Born and raised in Louisiana, Christopher John Rogers understands this concept implicitly, and for pre-fall, he sought to explore what it means to push the limits of your look without straying too far from convention. To accomplish this, he thought back to his youth in Baton Rouge and how he put together outfits as a child.
“If I was wearing a suit, there had to be a shirt and tie that matched,” Rogers explained. “If the shirt was forest green, I’d wear a coordinating jacquard tie or stripes, which was my way of showing that I had a point of view while still looking presentable.”
Rogers’s color palette may be bright, but he can send subtle messages. Here he worked to rethink the staples of American sportswear, loading classic silhouettes with oversaturated colors and heavily detailed prints of the Ken Scott and Celia Birtwell variety. All the oomph allows for moments of grandeur—a multicolored ball gown with spin-painting patterns that would make Damien Hirst jealous—but the evening fare takes a back seat to the more versatile looks.
Given the lengthy amount of time that pre-collections spend on the shelves, the season has taken on added importance. “Our preseasons are now our main seasons,” said Rogers. “So there is a lot of [focus] on this idea of comfort, being able to wear these clothes to more than just an event.”
Broadening the scope of his designs allowed Rogers to play with some new categories, most notably outerwear.
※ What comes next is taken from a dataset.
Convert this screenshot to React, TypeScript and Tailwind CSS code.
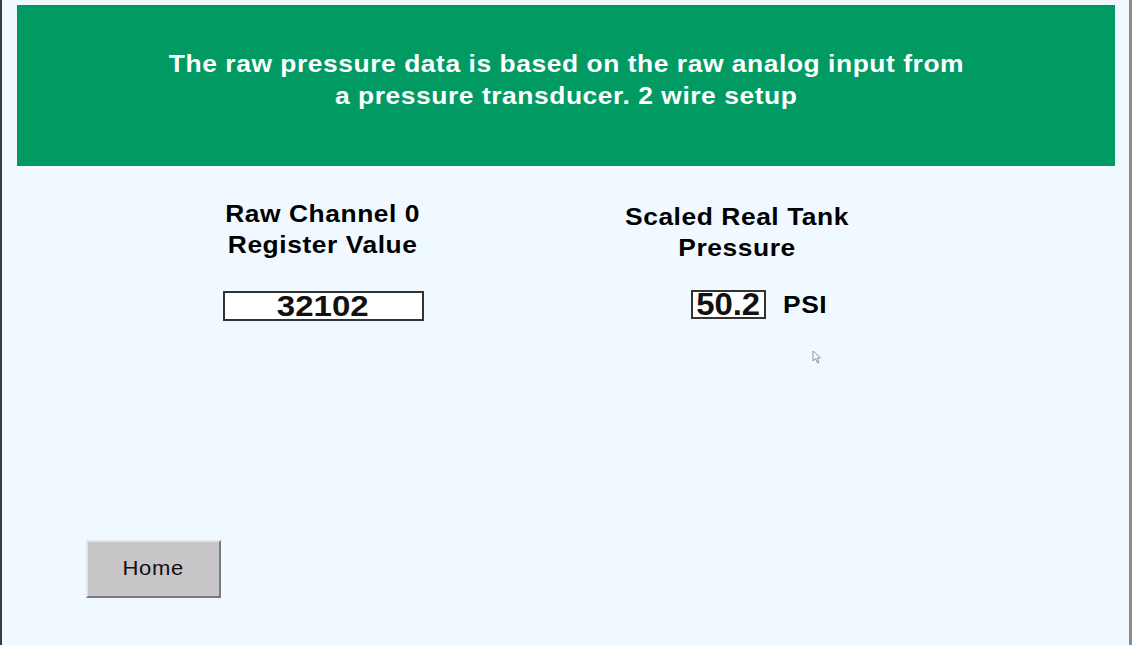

His playful takes on pragmatic pieces seemed destined for Instagram glory. Offered in transparent PVC with rainbow squiggles covering nearly every inch, his raincoat is a delightful finishing touch that will have people wishing for rain.
Likewise, fluorescent hues and gradient stripes inject life into the most basic of basics, like shirtdresses and house gowns. Some of the collection’s energy can be attributed to the use of pastiche; the lineup wasn’t just a Southern homage or retro mashup. It was a mix of themes, eras, and muses united by Rogers’s affinity toward them.
A quick perusal and you’ll see modish prints, flapper silhouettes, fringe, the exaggerated proportions of late-’50s couture, Yayoi Kusama–Esque polka dots, and much more. “I started from such a visceral place,” he said. “Instead of an overly prescriptive vision, I wanted it to feel like [I was] going through my closet and finding pieces that made sense to me and how I wanted to show myself to the world. Ultimately that’s what I’m trying to do—create tools for people so they can express themselves fully.”